--- start of EXERCISE INPUT ---
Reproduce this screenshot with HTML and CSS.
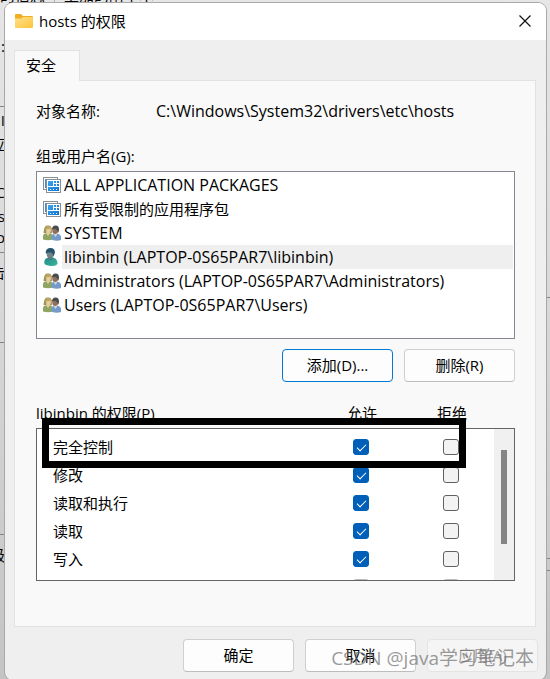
FILE: index.html
```html
<!DOCTYPE html>
<html lang="zh-CN">
<head>
  <meta charset="UTF-8" />
  <title>hosts 的权限</title>
  <meta name="viewport" content="width=device-width, initial-scale=1.0" />
  <link rel="stylesheet" href="styles.css">
</head>
<body>
  <!-- icons used by the lists -->
  <svg class="sprite" aria-hidden="true">
    <linearGradient id="blue" x1="0" y1="0" x2="1" y2="1"><stop stop-color="#41a6f0"/><stop offset="1" stop-color="#0873cf"/></linearGradient>
    <linearGradient id="yellow" x1="0" y1="0" x2="1" y2="1"><stop stop-color="#ffe08a"/><stop offset="1" stop-color="#fcc43c"/></linearGradient>
    <linearGradient id="teal" x1="0" y1="0" x2="1" y2="1"><stop stop-color="#1f8a86"/><stop offset="1" stop-color="#3fb5a0"/></linearGradient>
    <symbol id="package" viewBox="0 0 18 16">
      <rect x="0.5" y="0.5" width="14" height="12" fill="#fff" stroke="#8a8f96"/>
      <path d="M2 2h11v1H3v8H2z" fill="#2f92e2"/>
      <rect x="3.500" y="2.500" width="14" height="13" fill="#fff" stroke="#8a8f96"/>
      <path d="M5 4h5v5H5zM11 4h2v2h-2zM14 4h2v2h-2zM11 7h2v2h-2zM14 7h2v2h-2zM5 10h11v4H5z" fill="url(#blue)"/>
      <path d="M7 12h1v1H7zM10 12h1v1h-1zM13 12h1v1h-1z" fill="#fff"/>
    </symbol>
    <symbol id="group" viewBox="0 0 18 16">
      <path d="M0.500 8C1 3 1.500 0.500 5 0.500S9 3 9 8z" fill="#9c9a55"/>
      <path d="M0 14.500V11c0-2 2-3 5-3s5 1 5 3v3.500c-3 1-7 1-10 0z" fill="#8fa660"/>
      <path d="M3.500 7h3v2L5 11 3.500 9z" fill="#e5cba8"/>
      <ellipse cx="5.500" cy="5" rx="2.300" ry="3.200" fill="#eccba2"/>
      <path d="M2.500 5c0-3 1-4 3-4s3 1 3 3C6 4 4 3.500 2.500 5z" fill="#bda663"/>
      <path d="M8.500 14.500V12c0-2 2-3.500 4.500-3.500s5 1.500 5 3.500v3c-3 1-7 1-9.500-0.500z" fill="#7599c9"/>
      <path d="M11 8h3v2l-1.500 2L11 10z" fill="#c8d3df"/>
      <ellipse cx="12" cy="5.500" rx="2.700" ry="3.600" fill="#92705a"/>
      <path d="M9 5c0-3 1-4.500 3.500-4.500S16 2 16 4.500 15 8 14.500 8c0-2-0.500-3-1.500-4-1 0-3-0.500-4 1z" fill="#4b4b4d"/>
    </symbol>
    <symbol id="user" viewBox="0 0 18 18">
      <path d="M1.500 16C1 12 2 10 6 9.500h3.500c3.500 0.500 5 3 5 6.500-1 1-3 2-5 2-3 0-6-0.500-8-2z" fill="url(#teal)"/>
      <path d="M5 8h4.500v3C8.500 12.500 6 12 5 10.500z" fill="#587779"/>
      <ellipse cx="7" cy="6" rx="3.300" ry="4" fill="#6f8386"/>
      <path d="M3 6c-1-3.500 1-6 4.500-6 4 0 5 3 4 6-1 2-1 2-1.500 3 0-2 0-3.500-1.500-4.500C6 4.500 4 4 3 6z" fill="#24526b"/>
    </symbol>
  </svg>

  <!-- window that lies behind the dialog -->
  <div class="backdrop" aria-hidden="true">
    <div class="backdrop-top"><span>的信息</span><span class="divider"></span><span>上加的附甲本</span></div>
    <div class="edge left">
      <span class="bit y40">:</span>
      <i class="line y106"></i>
      <span class="bit y110">I</span>
      <span class="bit y134">应</span>
      <span class="bit y182">C</span>
      <span class="bit y206">s</span>
      <span class="bit y228">o</span>
      <i class="line y252"></i>
      <span class="bit y262">击</span>
      <i class="line y342"></i>
      <i class="line y534"></i>
      <span class="bit y544">级</span>
    </div>
    <div class="edge right">
      <i class="line y297"></i>
      <i class="line y558"></i>
      <i class="line y570"></i>
    </div>
  </div>

  <div class="dialog">
    <div class="titlebar">
      <svg class="folder" viewBox="0 0 18 14" aria-hidden="true">
        <path d="M0 1Q0 0 1 0H6l2 2h9Q18 2 18 3V8H0z" fill="#f0ae25"/>
        <path d="M0 4.500h6.500L8 3h9Q18 3 18 4V13Q18 14 17 14H1Q0 14 0 13z" fill="url(#yellow)"/>
      </svg>
      <h1 class="title">hosts 的权限</h1>
      <button class="close" aria-label="关闭">
        <svg viewBox="0 0 12 12"><path d="M0.500 0.500l11 11M11.500 0.500l-11 11" stroke="#111" stroke-width="1.200" fill="none"/></svg>
      </button>
    </div>

    <div class="content">
      <button class="tab">安全</button>
      <div class="panel">
        <div class="object">
          <span class="object-label">对象名称:</span>
          <span class="latin">C:\Windows\System32\drivers\etc\hosts</span>
        </div>

        <div class="label">组或用户名(G):</div>
        <ul class="users">
          <li><svg class="icon"><use href="#package"/></svg><span class="latin">ALL APPLICATION PACKAGES</span></li>
          <li><svg class="icon"><use href="#package"/></svg><span>所有受限制的应用程序包</span></li>
          <li><svg class="icon"><use href="#group"/></svg><span class="latin">SYSTEM</span></li>
          <li class="selected"><svg class="icon"><use href="#user"/></svg><span class="latin">libinbin (LAPTOP-0S65PAR7\libinbin)</span></li>
          <li><svg class="icon"><use href="#group"/></svg><span class="latin">Administrators (LAPTOP-0S65PAR7\Administrators)</span></li>
          <li><svg class="icon"><use href="#group"/></svg><span class="latin">Users (LAPTOP-0S65PAR7\Users)</span></li>
        </ul>

        <div class="buttons">
          <button class="btn focused">添加(D)...</button>
          <button class="btn">删除(R)</button>
        </div>

        <div class="permissions">
          <div class="row head"><span>libinbin 的权限(P)</span><span class="col">允许</span><span class="col">拒绝</span></div>
          <div class="list">
            <div class="rows">
              <div class="row"><span>完全控制</span><span class="col"><input type="checkbox" aria-label="允许完全控制" checked></span><span class="col"><input type="checkbox" aria-label="拒绝完全控制"></span></div>
              <div class="row"><span>修改</span><span class="col"><input type="checkbox" aria-label="允许修改" checked></span><span class="col"><input type="checkbox" aria-label="拒绝修改"></span></div>
              <div class="row"><span>读取和执行</span><span class="col"><input type="checkbox" aria-label="允许读取和执行" checked></span><span class="col"><input type="checkbox" aria-label="拒绝读取和执行"></span></div>
              <div class="row"><span>读取</span><span class="col"><input type="checkbox" aria-label="允许读取" checked></span><span class="col"><input type="checkbox" aria-label="拒绝读取"></span></div>
              <div class="row"><span>写入</span><span class="col"><input type="checkbox" aria-label="允许写入" checked></span><span class="col"><input type="checkbox" aria-label="拒绝写入"></span></div>
              <div class="row"><span></span><span class="col"><input type="checkbox" aria-label="允许特殊权限" disabled></span><span class="col"><input type="checkbox" aria-label="拒绝特殊权限" disabled></span></div>
            </div>
            <div class="scrollbar"><div class="thumb"></div></div>
          </div>
          <div class="marker"></div>
        </div>
      </div>

      <div class="buttons footer">
        <button class="btn">确定</button>
        <button class="btn">取消</button>
        <button class="btn" disabled>应用(A)</button>
      </div>
    </div>
    <div class="watermark">CSDN @java学习笔记本</div>
  </div>
</body>
</html>
```
FILE: styles.css
```css
* {
  box-sizing: border-box;
}

body {
  position: relative;
  margin: 0;
  padding: 3px 4px 0 5px;
  min-height: 100vh;
  color: #000;
  font-family: "Open Sans", "Noto Sans CJK SC", sans-serif;
  font-size: 15px;
  line-height: 24px;
  overflow: hidden;
}

button {
  font: inherit;
  color: inherit;
}

.sprite {
  position: absolute;
  width: 0;
  height: 0;
}

.backdrop {
  position: absolute;
  inset: 0;
  background: linear-gradient(#e6e6e6, #d6d6d6 50%, #c4c4c4);
  overflow: hidden;
}

.backdrop-top {
  display: flex;
  align-items: flex-end;
  gap: 9px;
  height: 24px;
  margin-top: -17px;
}

.divider {
  width: 1px;
  height: 24px;
  background: #b5b5b5;
}

.edge {
  position: absolute;
  top: 0;
  bottom: 0;
  width: 5px;
  overflow: hidden;
}

.edge.left {
  left: 0;
}

.edge.right {
  right: 0;
}

.bit {
  position: absolute;
  right: 0;
}

.line {
  position: absolute;
  width: 100%;
  height: 1px;
  background: #858585;
}

.y40 { top: 34px; }
.y106 { top: 106px; }
.y110 { top: 108px; }
.y134 { top: 132px; }
.y182 { top: 180px; }
.y206 { top: 204px; }
.y228 { top: 225px; }
.y252 { top: 252px; }
.y262 { top: 260px; }
.y297 { top: 297px; }
.y342 { top: 342px; }
.y534 { top: 534px; }
.y544 { top: 543px; }
.y558 { top: 558px; }
.y570 { top: 570px; }

.dialog {
  position: relative;
  background: #efefef;
  border-radius: 8px;
  box-shadow: 0 0 0 1px #a8a8a8;
  overflow: hidden;
}

.titlebar {
  display: flex;
  align-items: center;
  height: 37px;
  padding: 0 15px 1px 10px;
  background: #fff;
}

.folder {
  width: 18px;
  height: 14px;
}

.title {
  flex: 1;
  margin: 0 0 0 6px;
  font-size: 15px;
  font-weight: normal;
}

.close {
  display: flex;
  padding: 0;
  border: none;
  background: none;
}

.close svg {
  width: 12px;
  height: 12px;
}

.content {
  padding: 10px 8px 8px 9px;
}

.tab {
  display: block;
  position: relative;
  width: 66px;
  height: 31px;
  margin-bottom: -1px;
  padding: 0 0 2px 11px;
  border: 1px solid #e2e2e2;
  border-bottom: none;
  background: #f9f9f9;
  text-align: left;
}

.panel {
  margin-right: 2px;
  padding: 18px 20px 45px 21px;
  border: 1px solid #e2e2e2;
  background: #f9f9f9;
}

.latin {
  font-size: 16px;
}

.object {
  display: flex;
  margin-bottom: 21px;
}

.object-label {
  width: 120px;
}

.label {
  margin-bottom: 3px;
}

.users {
  height: 168px;
  margin: 0;
  padding: 1px 1px 1px 6px;
  border: 1px solid #828790;
  background: #fff;
  list-style: none;
}

.users li {
  display: flex;
  align-items: center;
}

.users span {
  flex: 1;
  padding-left: 2px;
}

.users .selected span {
  background: #efefef;
}

.icon {
  width: 18px;
  height: 18px;
  margin-right: 1px;
}

.buttons {
  display: flex;
  justify-content: flex-end;
  gap: 11px;
  margin-top: 10px;
}

.btn {
  width: 111px;
  height: 33px;
  padding: 0 0 2px;
  border: 1px solid #cfcfcf;
  border-bottom-color: #bdbdbd;
  border-radius: 4px;
  background: #fdfdfd;
}

.btn.focused {
  border-color: #0078d4;
}

.btn:disabled {
  border-color: #e4e4e4;
  background: #f5f5f5;
  color: #9d9d9d;
}

.permissions {
  position: relative;
  margin-top: 17px;
}

.row {
  display: grid;
  grid-template-columns: 1fr 94px 86px;
  align-items: center;
  height: 28px;
}

.head {
  height: 29px;
  padding: 0 20px 2px 0;
}

.col {
  display: flex;
  justify-content: center;
}

.list {
  display: flex;
  height: 153px;
  border: 1px solid #646464;
  background: #fff;
  overflow: hidden;
}

.rows {
  flex: 1;
  padding: 4px 0 0 16px;
}

.scrollbar {
  width: 20px;
  padding: 21px 7px;
  background: #f0f0f0;
}

.thumb {
  width: 6px;
  height: 94px;
  background: #858585;
}

input[type="checkbox"] {
  appearance: none;
  width: 16px;
  height: 16px;
  margin: 0;
  border: 1px solid #616161;
  border-radius: 3px;
  background: #f3f3f3;
}

input[type="checkbox"]:checked {
  display: flex;
  justify-content: center;
  border-color: #005fb8;
  background: #005fb8;
}

input[type="checkbox"]:checked::before {
  content: "";
  width: 4px;
  height: 8px;
  margin-top: 2px;
  border: solid #fff;
  border-width: 0 1px 1px 0;
  transform: rotate(45deg);
}

input[type="checkbox"]:disabled {
  border-color: #bdbdbd;
}

/* box drawn around the full control row */
.marker {
  position: absolute;
  top: 19px;
  left: 6px;
  right: 49px;
  height: 50px;
  border: 7px solid #000;
}

.footer {
  margin-top: 12px;
}

.watermark {
  position: absolute;
  right: 12px;
  bottom: 10px;
  color: rgba(110, 110, 110, 0.7);
  font-size: 19px;
}
```
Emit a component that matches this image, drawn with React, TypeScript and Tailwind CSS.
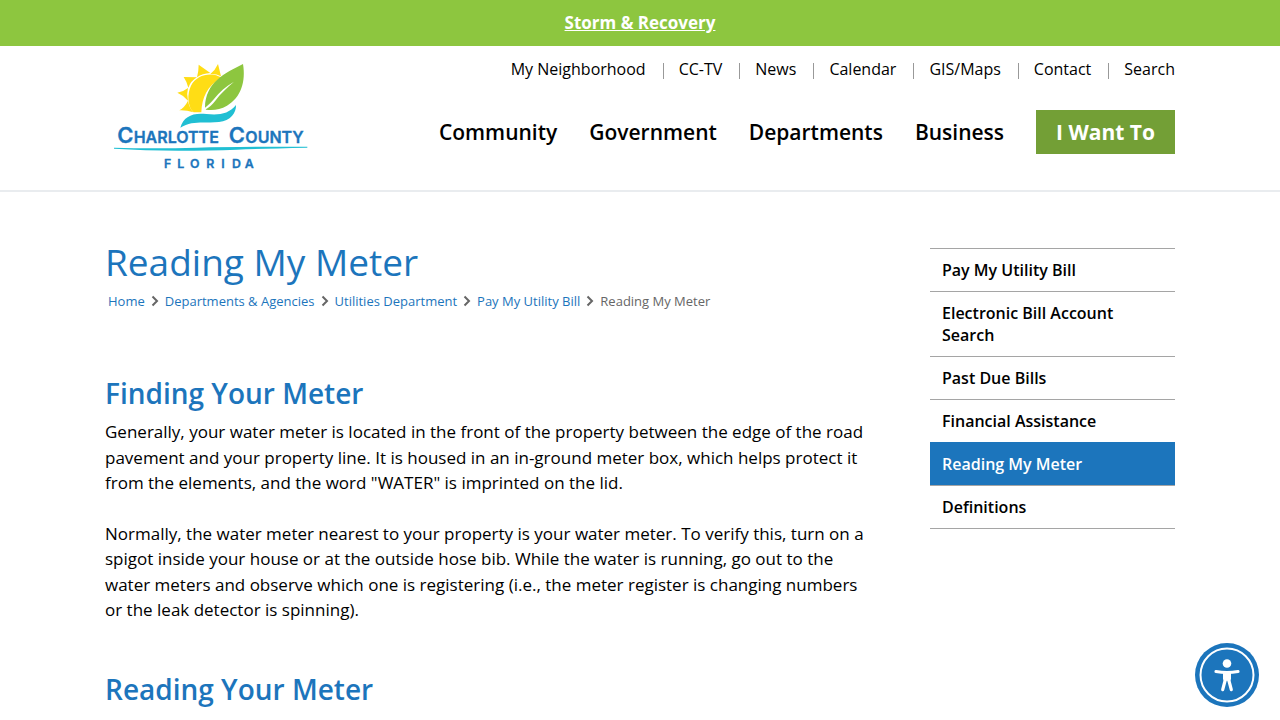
const topLinks = ["My Neighborhood", "CC-TV", "News", "Calendar", "GIS/Maps", "Contact", "Search"];

const mainLinks = ["Community", "Government", "Departments", "Business"];

const crumbs = ["Home", "Departments & Agencies", "Utilities Department", "Pay My Utility Bill"];

const sideLinks = [
  "Pay My Utility Bill",
  "Electronic Bill Account Search",
  "Past Due Bills",
  "Financial Assistance",
  "Reading My Meter",
  "Definitions",
];

const currentPage = "Reading My Meter";

function Logo() {
  return (
    <svg viewBox="0 0 630 375" className="h-[125px] w-[210px]" role="img" aria-label="Charlotte County Florida">
      {/* sun */}
      <g fill="#ffdd15">
        <path d="M289 172H266C247 155 246 116 258 92C271 66 300 55 326 59C337 61 345 65 350 68C306 93 291 126 289 172Z" />
        <path d="M281 29L316 54Q292 55 276 67Q281 48 281 29Z" />
        <path d="M339 27L348 64Q334 56 316 57Q331 45 339 27Z" />
        <path d="M236 66L276 67Q257 78 250 98Q246 81 236 66Z" />
        <path d="M217 113Q234 111 249 99Q244 118 249 137Q236 121 217 113Z" />
        <path d="M223 166Q239 157 249 137Q252 156 265 172Q244 165 223 166Z" />
      </g>
      {/* leaf */}
      <path d="M414 27C360 54 301 82 300 158L303 164C326 167 346 163 366 152C408 128 423 79 414 27Z" fill="#8dc63f" />
      <path d="M387 80C364 99 346 117 331 137C322 149 312 158 300 164V158C310 150 318 143 327 132C344 111 362 94 387 80Z" fill="#fff" />
      {/* water */}
      <path d="M226 218C235 184 264 172 304 177C343 181 371 177 393 150C394 174 377 197 342 201C304 206 263 194 226 218Z" fill="#20bfd3" />
      <path d="M27 278Q145 281 275 278T607 275V278Q475 281 395 284T220 287Q120 287 27 281Z" fill="#20bfd3" />
      <g fill="#1c75bc" className="font-['Inter'] font-semibold" stroke="#1c75bc" strokeWidth="1">
        <text x="37" y="265" fontSize="66">C</text>
        <text x="86" y="265" fontSize="48">HARLOTTE</text>
        <text x="371" y="265" fontSize="66">C</text>
        <text x="421" y="265" fontSize="48">OUNTY</text>
        <text x="177 217 255 304 349 381 419" y="339" fontSize="37">FLORIDA</text>
      </g>
    </svg>
  );
}

function Chevron() {
  return (
    <svg viewBox="0 0 8 12" className="h-3 w-2" fill="none" stroke="#666" strokeWidth="2" aria-hidden="true">
      <path d="M1.5 1.5L6 6L1.5 10.5" />
    </svg>
  );
}

function AccessibilityButton() {
  return (
    <button type="button" aria-label="Accessibility" className="fixed right-5 bottom-3 cursor-pointer">
      <svg viewBox="0 0 66 66" className="size-[66px]">
        <circle cx="33" cy="33" r="32" fill="#1c75bc" />
        <circle cx="33" cy="33" r="26.5" fill="none" stroke="#fff" strokeWidth="2" />
        <circle cx="33" cy="21.5" r="4.3" fill="#fff" />
        <path
          d="M22 29.5Q33 31.5 44 29.5M31.5 37L28.7 47.6M34.5 37L37.3 47.6"
          fill="none"
          stroke="#fff"
          strokeWidth="3.2"
          strokeLinecap="round"
        />
        <path d="M29 30H37V37L35 41L33 38L31 41L29 37Z" fill="#fff" />
      </svg>
    </button>
  );
}

export default function App() {
  return (
    <div className="min-h-screen bg-white font-['Open_Sans',sans-serif] text-black">
      <div className="flex h-[46px] items-center justify-center bg-[#8dc63f]">
        <a href="#storm" className="text-[17px] font-bold text-white underline">
          Storm &amp; Recovery
        </a>
      </div>

      <header className="border-b-2 border-[#e9ecef]">
        <div className="mx-auto flex max-w-[1070px] justify-between pt-[9px] pb-[10px]">
          <a href="#home">
            <Logo />
          </a>
          <div className="flex flex-col items-end gap-[29px] pt-[2px]">
            <nav aria-label="Secondary" className="flex items-center">
              {topLinks.map((label) => (
                <div key={label} className="group flex items-center">
                  <a href="#top" className="text-base leading-6">
                    {label}
                  </a>
                  <span className="mt-[3px] mr-[15px] ml-[17px] h-4 w-px bg-[#999] group-last:hidden" />
                </div>
              ))}
            </nav>
            <nav aria-label="Main" className="flex items-center gap-8 text-[21px] leading-8">
              {mainLinks.map((label) => (
                <a key={label} href="#main" className="font-semibold">
                  {label}
                </a>
              ))}
              <button type="button" className="h-11 cursor-pointer bg-[#739f36] px-5 font-bold text-white">
                I Want To
              </button>
            </nav>
          </div>
        </div>
      </header>

      <div className="mx-auto flex max-w-[1070px] items-start justify-between gap-[60px] pt-14">
        <main className="max-w-[765px] flex-1 pb-12">
          <h1 className="text-[37px] leading-7 text-[#1c75bc]">{currentPage}</h1>
          <nav aria-label="Breadcrumb" className="mt-[15px] flex items-center gap-[6px] pl-[3px] text-[13px] leading-5">
            {crumbs.map((label) => (
              <span key={label} className="flex items-center gap-[6px]">
                <a href="#crumb" className="text-[#1c75bc]">
                  {label}
                </a>
                <Chevron />
              </span>
            ))}
            <span className="text-[#666]">{currentPage}</span>
          </nav>

          <section className="mt-16">
            <h2 className="text-[28px] leading-9 font-semibold text-[#1c75bc]">Finding Your Meter</h2>
            <div className="mt-2 space-y-[25px] text-[17px] leading-normal">
              <p>
                Generally, your water meter is located in the front of the property between the edge of the road
                pavement and your property line. It is housed in an in-ground meter box, which helps protect it from
                the elements, and the word "WATER" is imprinted on the lid.
              </p>
              <p>
                Normally, the water meter nearest to your property is your water meter. To verify this, turn on a
                spigot inside your house or at the outside hose bib. While the water is running, go out to the water
                meters and observe which one is registering (i.e., the meter register is changing numbers or the leak
                detector is spinning).
              </p>
            </div>
          </section>

          <section className="mt-12">
            <h2 className="text-[28px] leading-9 font-semibold text-[#1c75bc]">Reading Your Meter</h2>
          </section>
        </main>

        <nav aria-label="Section" className="w-[245px] border-t border-[#a5a5a5]">
          {sideLinks.map((label) => (
            <a
              key={label}
              href="#section"
              aria-current={label === currentPage ? "page" : undefined}
              className="block border-b border-[#a5a5a5] px-3 py-[10px] text-base leading-[22px] font-semibold aria-[current=page]:-mt-px aria-[current=page]:bg-[#1c75bc] aria-[current=page]:pt-[11px] aria-[current=page]:text-white"
            >
              {label}
            </a>
          ))}
        </nav>
      </div>

      <AccessibilityButton />
    </div>
  );
}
--- end of EXERCISE INPUT ---
* WHAT TO DO:
Count how many lines above contain the word "this". Reply with the number alone.

* EXERCISE SOLUTION:
3